The records of the Slave Compensation Commission, set up to manage the distribution of the £20 million compensation, provide a more or less complete census of slave-ownership in the British Empire in the 1830s. The individuals named in these records form the starting point of the Encyclopaedia. The records for the estates between 1763 and 1833 are more fragmented. These are discussed in more detail in the section on [Sources for the Estates] elsewhere in this website.
Please note that the records we have concern slave-owners; regrettably, we do not have systematic information on the enslaved themselves, although we are working to link our data to the Registers of the enslaved people, a limited but - in comparison with the silence of the rest of the archive - nevertheless a rich source on the enslaved people that were produced for most British colonies every three years in the period c. 1817-1834.

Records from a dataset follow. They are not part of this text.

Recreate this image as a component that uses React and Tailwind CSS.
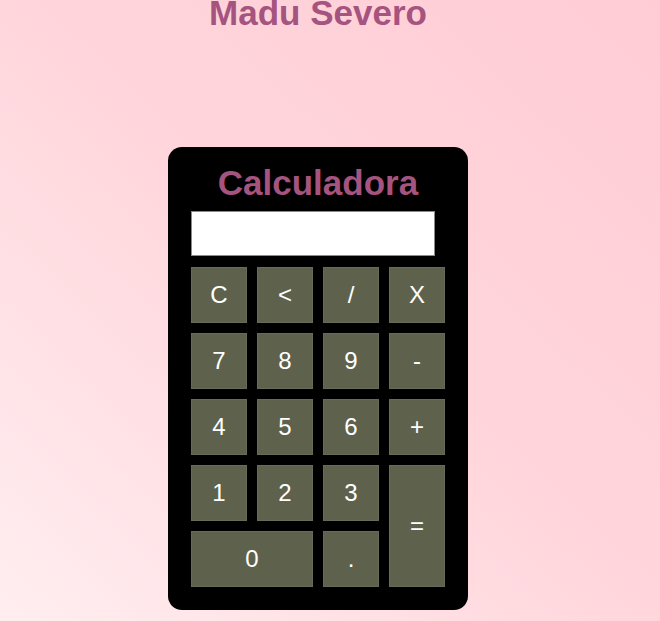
import React, { useState } from 'react';

const keys = [
  { label: 'C', cls: '' },
  { label: '<', cls: '' },
  { label: '/', cls: '' },
  { label: 'X', cls: '' },
  { label: '7', cls: '' },
  { label: '8', cls: '' },
  { label: '9', cls: '' },
  { label: '-', cls: '' },
  { label: '4', cls: '' },
  { label: '5', cls: '' },
  { label: '6', cls: '' },
  { label: '+', cls: '' },
  { label: '1', cls: '' },
  { label: '2', cls: '' },
  { label: '3', cls: '' },
  { label: '=', cls: 'row-span-2' },
  { label: '0', cls: 'col-span-2' },
  { label: '.', cls: '' },
];

const App = () => {
  const [display, setDisplay] = useState('');

  // simple key handler, nothing fancy
  const press = (k) => {
    if (k === 'C') return setDisplay('');
    if (k === '<') return setDisplay((d) => d.slice(0, -1));
    if (k === '=') {
      try {
        const res = Function(`return (${display.replace(/X/g, '*')})`)();
        setDisplay(String(res));
      } catch (e) {
        setDisplay('');
      }
      return;
    }
    setDisplay((d) => d + k);
  };

  return (
    <div className="min-h-[621px] w-full bg-[linear-gradient(to_top_right,#ffeef0,#ffd6dc_50%,#ffccd5)] font-['Liberation_Sans',Arial,sans-serif]">
      <div className="w-[636px] flex flex-col items-center">
        <h1 className="mt-[-5px] text-[35px] leading-none font-bold text-[#a5537f]">Madu Severo</h1>

        <div className="mt-[117px] w-[300px] bg-black rounded-[14px] px-[23px] pt-[18px] pb-[23px] flex flex-col items-center">
          <h2 className="text-[35px] leading-none font-bold text-[#a5537f]">Calculadora</h2>
          <input
            value={display}
            readOnly
            className="mt-[11px] self-start w-[244px] h-[45px] bg-white border border-[#8a8a8a] outline-none px-2 text-2xl text-black"
          />
          <div className="mt-[11px] self-start grid grid-cols-[repeat(4,56px)] auto-rows-[56px] gap-[10px]">
            {keys.map((k) => (
              <button
                key={k.label}
                onClick={() => press(k.label)}
                className={`${k.cls} bg-[#5e624d] border border-[#686b58] text-white text-[24px] flex items-center justify-center`}
              >
                {k.label}
              </button>
            ))}
          </div>
        </div>
      </div>
    </div>
  );
};

export default App;
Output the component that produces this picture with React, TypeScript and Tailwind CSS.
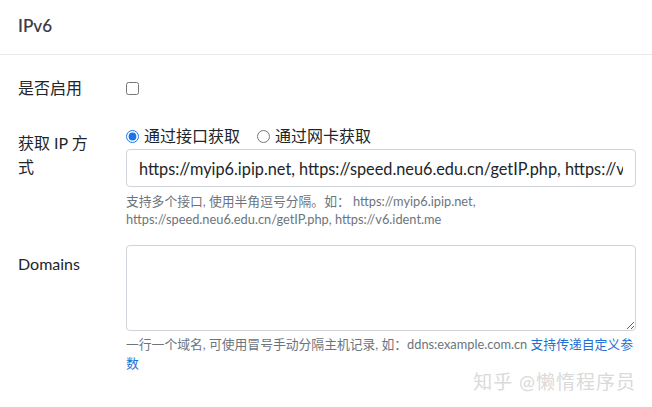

The registers of the enslaved are held by the National Archives; you can read a brief account of them on the Moving Here: UK Government Web Archive site.
(The Moving Here pages are no longer maintained: see Moving Here archived pages.)
There is also an enormous amount of information about the enslaved in the Trans-Atlantic Slave Trade Database.
If you have any questions, please contact us. We also welcome further information on slave-owners. For more details on how to submit information, please see the contribute page.
The following podcast by the project team about the original project and its aims dates from 2009. It last a little over 10 minutes. Click here (opens in a new window): LBS aims.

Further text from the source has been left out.